Longs want you to join the market to make their assets safer. Shorts and those
who are on the sidelines, want to time the market by half a standard
deviation; so, they want you on their side in order to break the price support
of any ETFs/indices, etc.

------
throw0101a
Every month is a good time to invest in index funds:

* [https://ofdollarsanddata.com/even-god-couldnt-beat-dollar-co...](https://ofdollarsanddata.com/even-god-couldnt-beat-dollar-cost-averaging/)

Generally if you try to get out to miss the worst days, you generally end up
missing the best days as well:

* [https://theirrelevantinvestor.com/2019/02/08/miss-the-worst-...](https://theirrelevantinvestor.com/2019/02/08/miss-the-worst-days-miss-the-best-days/)

Even if ended up investing at the top of the market, i.e. just before a major
crash, you generally still end up in an okay position as long as you do not
panic and liquidate your position:

* [https://awealthofcommonsense.com/2014/02/worlds-worst-market...](https://awealthofcommonsense.com/2014/02/worlds-worst-market-timer/)

So: each month put in whatever you can afford ($100, $1000, whatever) into an
index fund (Russell 3000) and bonds depending on your risk tolerance and
forget about it. If you have access to a 'target date fund' that'd be good
too.

The above three weblogs are good if you're into personal investing.

Also: for equities, probably best to go with a total market things that track
something like the Russell 3000:

* [https://www.pwlcapital.com/should-you-invest-in-the-sp-500-i...](https://www.pwlcapital.com/should-you-invest-in-the-sp-500-index/)

* [https://www.marketwatch.com/story/vanguard-thinks-its-own-em...](https://www.marketwatch.com/story/vanguard-thinks-its-own-employees-should-own-this-fund-not-the-sp-500-theyre-right-2018-06-08)

Also, assuming you're American, having some international exposure to avoid
_home country bias_ wouldn't be a bad thing:

* [https://www.etf.com/sections/index-investor-corner/swedroe-h...](https://www.etf.com/sections/index-investor-corner/swedroe-home-country-bias-ubiquitous)

* [https://www.vanguard.com/pdf/ISGGEB.pdf](https://www.vanguard.com/pdf/ISGGEB.pdf)

------
freetime2
I would say if you're interested in getting into passive investing it also
makes sense to get into dollar cost averaging, or in other words invest a
fixed amount of money into the stock market at regular intervals.

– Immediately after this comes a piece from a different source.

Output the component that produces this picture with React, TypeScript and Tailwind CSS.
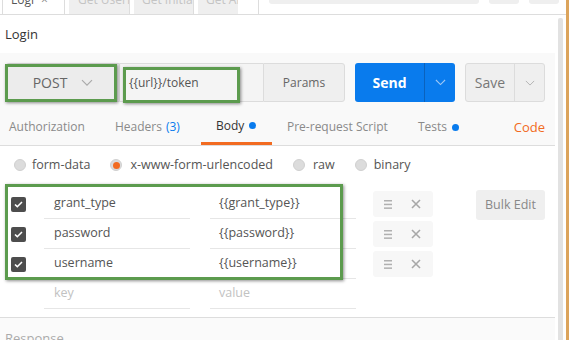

Passive ETF investing is like saying "I don't have an opinion as to which
company will perform the best, so I am going to invest in all of them and be
content with getting the average return of some index". Dollar cost averaging
is like saying "I don't know if the market is overvalued or undervalued right
now, so I am going to spread my investments out over time and be content with
getting the average returns of the market over the next X number of years
(where X would ideally be something like 20 to 30 years)."

------
agilebyte
And then what? When you invest money, you have to have a purpose. "Making
money" is not specific enough. When do you need the money by? For example, if
you'd like to invest for retirement, and this assumes you'd make periodic
deposits to your account, then it does not matter if you invest today or in a
month since you wouldn't sell for (presumably) decades.

------
yellow_postit
Which ETF? There are more ETFs than individual stocks [1]. Rather than time
the market you are better off, in most cases for most people, just regularly
buying broad indexes and periodically rebalancing, see [2]

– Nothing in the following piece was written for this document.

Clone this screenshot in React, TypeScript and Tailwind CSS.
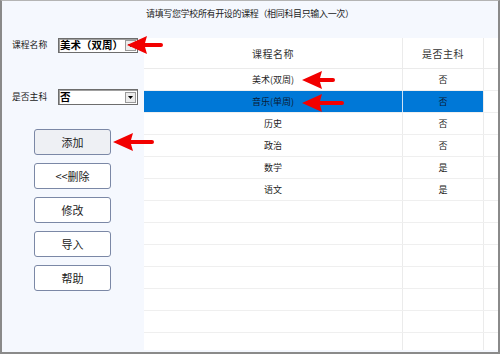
import React from "react";

const FONT = { fontFamily: '"Noto Sans CJK SC", "Noto Sans", sans-serif' };

function RedArrow({ left, cy, len }: { left: number; cy: number; len: number }) {
  const h = 18;
  const m = h / 2;
  const d = `M0,${m} L20,0 L18,${m - 2} L${len - 2},${m - 2} A2,2 0 0 1 ${len - 2},${m + 2} L18,${m + 2} L20,${h} Z`;
  return (
    <svg
      className="absolute"
      style={{ left, top: cy - m }}
      width={len}
      height={h}
      viewBox={`0 0 ${len} ${h}`}
    >
      <path d={d} fill="#f20000" />
    </svg>
  );
}

function Select({ value }: { value: string }) {
  return (
    <div className="flex h-full w-[80px] items-center border border-[#6d6d6d] bg-white shadow-[inset_1px_1px_0_#a0a0a0]">
      <span className="flex-1 pl-[1px] text-[10.5px] font-bold leading-none text-black">{value}</span>
      <div className="mr-[1px] flex h-[11px] w-[11px] items-center justify-center border border-[#9a9a9a] bg-[#ececec]">
        <svg width="5" height="3" viewBox="0 0 5 3">
          <path d="M0,0 L5,0 L2.5,3 Z" fill="#000" />
        </svg>
      </div>
    </div>
  );
}

const rows: [string, string][] = [
  ["美术(双周)", "否"],
  ["音乐(单周)", "否"],
  ["历史", "否"],
  ["政治", "否"],
  ["数学", "是"],
  ["语文", "是"],
  ["", ""],
  ["", ""],
  ["", ""],
  ["", ""],
  ["", ""],
  ["", ""],
  ["", ""],
];

export default function App() {
  const buttons = ["添加", "<<删除", "修改", "导入", "帮助"];
  return (
    <div
      className="relative flex h-[354px] w-[500px] overflow-hidden border-2 border-t border-[#8a8a8a] border-t-[#b4b4b4] bg-[#f5f8fe]"
      style={FONT}
    >
      {/* left panel */}
      <div className="flex w-[142px] flex-col pt-[37px]">
        <div className="flex h-[15px] items-center">
          <span className="w-[56px] pl-[10px] text-[8.8px] leading-none text-[#222]">课程名称</span>
          <Select value="美术（双周）" />
        </div>
        <div className="mt-[36px] flex h-[16px] items-center">
          <span className="w-[56px] pl-[10px] text-[8.8px] leading-none text-[#222]">是否主科</span>
          <Select value="否" />
        </div>
        <div className="ml-[32px] mt-[24px] flex flex-col gap-[8px]">
          {buttons.map((b, i) => (
            <div
              key={b}
              className={`flex h-[26px] w-[77px] items-center justify-center rounded-[3px] border border-[#7b88a6] text-[11px] leading-none text-[#222] ${
                i === 0 ? "bg-[#eef0f4]" : "bg-white"
              }`}
            >
              {b}
            </div>
          ))}
        </div>
      </div>

      {/* right column */}
      <div className="flex w-[354px] flex-col">
        <div className="h-[37px] pl-[2px] pt-[7px] text-[9px] leading-[12px] tracking-[-0.35px] text-[#222]">
          请填写您学校所有开设的课程（相同科目只输入一次）
        </div>
        <div className="h-[312px] overflow-hidden bg-white">
          <div className="flex h-[31px] border-b border-[#ebebeb] text-[10px] tracking-[0.5px] text-[#333]">
            <div className="flex w-[258px] items-center justify-center">课程名称</div>
            <div className="flex w-[81px] items-center justify-center border-l border-[#ebebeb]">是否主科</div>
            <div className="flex-1 border-l border-[#ebebeb]" />
          </div>
          {rows.map(([a, b], i) => {
            const sel = i === 1;
            return (
              <div key={i} className="flex h-[22px] border-b border-[#efefef] text-[9px] text-[#222]">
                <div
                  className={`flex w-[258px] items-center justify-center ${sel ? "bg-[#0078d7] text-[#0b1a35]" : ""}`}
                >
                  {a}
                </div>
                <div
                  className={`flex w-[81px] items-center justify-center border-l ${
                    sel ? "border-[#cfe2f5] bg-[#0078d7] text-[#0b1a35]" : "border-[#ebebeb]"
                  }`}
                >
                  {b}
                </div>
                <div className="flex-1 border-l border-[#ebebeb]" />
              </div>
            );
          })}
        </div>
      </div>

      {/* red arrows (overlays) */}
      <RedArrow left={125} cy={44} len={36} />
      <RedArrow left={300} cy={79} len={33} />
      <RedArrow left={300} cy={102} len={42} />
      <RedArrow left={111} cy={141} len={41} />
    </div>
  );
}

[1] [https://ssrn.com/abstract=3465888](https://ssrn.com/abstract=3465888) [2]
[https://www.bogleheads.org/wiki/Bogleheads®_investment_philo...](https://www.bogleheads.org/wiki/Bogleheads®_investment_philosophy)

------
kojeovo
Better than the past ~6mo. I invest a % of my pay no matter the price.

No real answer to this though. You can get ETFs that go against major indices,
you can get ones that track it, or many other types.

------
blendo
ETFs often have relatively low management fees. If your current fees are high,
by all means reallocate!

------
ericmcer
Dollar cost averaging is the right answer.

If you want to attempt to be smart (it rarely pays to try and time the market)
I would wait a couple more weeks, end of April is probably when the market
will most likely reflect the reality of what our economic outlook is. Trump &
the Fed have been doing a good job propping the market up with confident words
and cash injections for the last weeks. Again trying to time the market is
usually a fools mission.

------
xwdv
Here’s the straight answer, from someone who has made _real_ money investing
for the past 15 years: Yes.

------
m0llusk
No! Are you kidding? What is even in there? Also no.